In active ministry and in retirement, he enjoyed downhill and cross country skiing, snowshoeing, hunting and Door County.

His ordination classmate, Fr. Bob Rhyner, who was homilist at Fr. Smet’s memorial Mass called Fr. Smet “an outdoorsman (who) loved hunting, including bow hunting.” He recounted how Fr. Smet had recorded “the first official turkey bagged in Outagamie County, at 7 .a.m. on hunting day.”

“He loved everyone and was concerned for them,” Fr. Rhyner added.

When Fr. Smet retired from St. Mary in Winneconne, he was succeeded by Franciscan Sr. Pam Biehl, who is now pastoral leader at both Winneconne and at St. Mary, Omro.

She said that Fr. Smet stayed on for three months at Winneconne to serve as sacramental minister at the parish while his retirement cabin was being finished.

“I always found Fr. Smet to be kind and gracious as we made the transition from him as pastor to my ministry as Parish Director,” Sr. Biehl said. “He would answer any questions I had if I called him.”

In addition to his pastoral ministry, Fr. Smet served for two years as an episcopal vicar for Vicariate IV and also as a diocesan consultor in 1972. In 2007, he said that in ministry, he realized that “controversy is part of life, but if we have a listening attitude and an open attitude to one another, so many of these controversies can melt into the background.”
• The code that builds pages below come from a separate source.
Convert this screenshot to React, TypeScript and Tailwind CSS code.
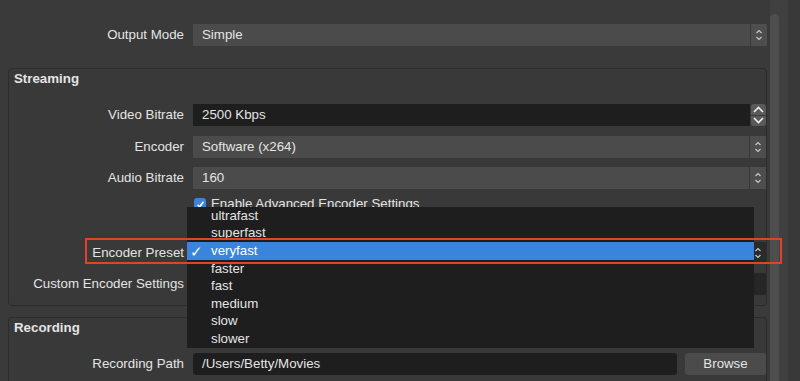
import React from 'react'

function ComboArrows({ dark = false }: { dark?: boolean }) {
  return (
    <div className={`ml-px flex w-[16px] items-center justify-center ${dark ? 'bg-[#2a2a2a]' : 'bg-[#4e4e4e]'}`}>
      <svg width="8" height="14" viewBox="0 0 8 14" fill="none" stroke="#c8c8c8" strokeWidth="1.2">
        <path d="M1.5 5 L4 2.5 L6.5 5" />
        <path d="M1.5 9 L4 11.5 L6.5 9" />
      </svg>
    </div>
  )
}

function SpinArrows() {
  return (
    <div className="ml-px flex w-[15px] flex-col gap-px">
      <div className="flex flex-1 items-center justify-center rounded-t-[3px] bg-[#5a5a5a]">
        <svg width="11" height="7" viewBox="0 0 11 7" fill="none" stroke="#f0f0f0" strokeWidth="1.6">
          <path d="M1 6 L5.5 1.5 L10 6" />
        </svg>
      </div>
      <div className="flex flex-1 items-center justify-center rounded-b-[3px] bg-[#5a5a5a]">
        <svg width="11" height="7" viewBox="0 0 11 7" fill="none" stroke="#f0f0f0" strokeWidth="1.6">
          <path d="M1 1 L5.5 5.5 L10 1" />
        </svg>
      </div>
    </div>
  )
}

function Row({ label, labelW, children, className = '' }: { label: string; labelW: string; children: React.ReactNode; className?: string }) {
  return (
    <div className={`flex h-[22px] items-stretch ${className}`}>
      <div className={`${labelW} flex items-center justify-end whitespace-nowrap`}>{label}</div>
      <div className="ml-[9px] flex flex-1">{children}</div>
    </div>
  )
}

const presets = ['ultrafast', 'superfast', 'veryfast', 'faster', 'fast', 'medium', 'slow', 'slower']

export default function App() {
  return (
    <div className="relative flex h-[381px] w-[800px] overflow-hidden bg-[#3a3a3a] font-['Liberation_Sans',Arial,sans-serif] text-[13.3px] text-[#e4e4e4]">
      {/* Settings content */}
      <div className="w-[767px] pt-[24px]">
        <Row label="Output Mode" labelW="w-[184px]">
          <div className="flex flex-1 items-center bg-[#4b4b4b] pl-[9px]">Simple</div>
          <ComboArrows />
        </Row>

        {/* Streaming */}
        <div className="ml-[8px] mt-[22px] h-[238px] rounded-[4px] border border-[#2c2c2c] bg-[#393939]">
          <div className="h-[20px] pl-[5px] font-bold leading-[20px]">Streaming</div>

          <Row label="Video Bitrate" labelW="w-[175px]" className="mt-[15px]">
            <div className="flex flex-1 items-center bg-[#1e1e1e] pl-[9px]">2500 Kbps</div>
            <SpinArrows />
          </Row>
          <Row label="Encoder" labelW="w-[175px]" className="mt-[10px]">
            <div className="flex flex-1 items-center bg-[#4b4b4b] pl-[9px]">Software (x264)</div>
            <ComboArrows />
          </Row>
          <Row label="Audio Bitrate" labelW="w-[175px]" className="mt-[9px]">
            <div className="flex flex-1 items-center bg-[#4b4b4b] pl-[9px]">160</div>
            <ComboArrows />
          </Row>

          <div className="ml-[185px] mt-[8px] flex h-[14px] items-center">
            <div className="flex h-[12px] w-[12px] items-center justify-center rounded-[3px] bg-[#3a85db]">
              <svg width="9" height="9" viewBox="0 0 9 9" fill="none" stroke="#ffffff" strokeWidth="1.6">
                <path d="M1.5 4.8 L3.6 6.8 L7.5 1.8" />
              </svg>
            </div>
            <span className="ml-[5px]">Enable Advanced Encoder Settings</span>
          </div>

          <Row label="Encoder Preset" labelW="w-[175px]" className="mt-[31px]">
            <div className="flex-1 bg-[#4b4b4b]" />
            <ComboArrows dark />
          </Row>
          <Row label="Custom Encoder Settings" labelW="w-[175px]" className="mt-[9px]">
            <div className="flex-1 bg-[#262626]" />
          </Row>
        </div>

        {/* Recording */}
        <div className="ml-[8px] mt-[11px] h-[80px] rounded-t-[4px] border border-b-0 border-[#2c2c2c] bg-[#393939]">
          <div className="h-[20px] pl-[5px] font-bold leading-[20px]">Recording</div>
          <Row label="Recording Path" labelW="w-[175px]" className="mt-[15px]">
            <div className="flex flex-1 items-center rounded-[3px] bg-[#1e1e1e] pl-[9px]">/Users/Betty/Movies</div>
            <div className="ml-[8px] flex w-[81px] items-center justify-center rounded-[3px] bg-[#4b4b4b]">Browse</div>
          </Row>
        </div>
      </div>

      {/* Scrollbar */}
      <div className="ml-[3px] flex w-[18px] bg-[#404040] pt-[14px]">
        <div className="w-[9px] rounded-t-full bg-[#4e4e4e]" />
      </div>
      <div className="flex-1 bg-[#393939]" />

      {/* Open preset dropdown */}
      <div className="absolute left-[187px] top-[207px] h-[141px] w-[567px] bg-[#1e1e1e]">
        {presets.map(p =>
          p === 'veryfast' ? (
            <div key={p} className="flex h-[18px] items-center bg-[#3a85db] text-white">
              <span className="w-[24px] pl-[3px] text-[15px] leading-none">✓</span>
              <span>{p}</span>
            </div>
          ) : (
            <div key={p} className="flex h-[17.5px] items-center pl-[24px]">{p}</div>
          )
        )}
      </div>

      {/* Highlight annotation */}
      <div className="absolute left-[85px] top-[238px] h-[26px] w-[697px] border-2 border-[#e0432c]" />
    </div>
  )
}
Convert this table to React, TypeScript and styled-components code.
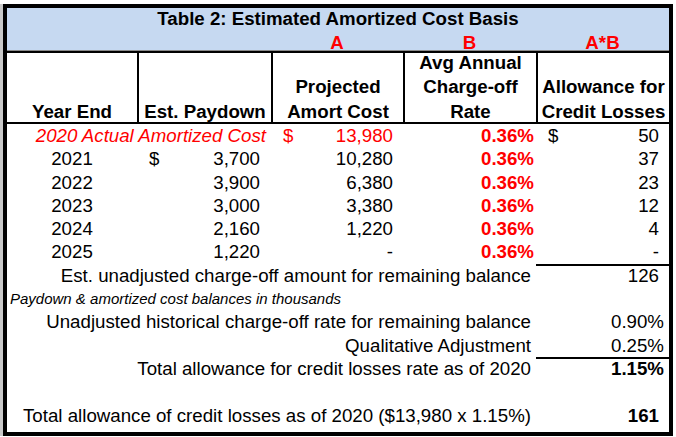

Fr. Smet is survived by his siblings; Daniel (Karen) Smet, Dorothy (Tom) Scott, Steven (Lynne) Smet; his sister-in-law, Dar Smet; numerous nieces and nephews and many friends.
In accord with Fr. Smet’s wishes, a memorial Mass, with Bishop David Ricken as the main celebrant was held at St. Joseph Chapel on the campus of the Diocese of Green Bay on May 20. Bishop Emeritus Robert Banks and 21 priests were concelebrants.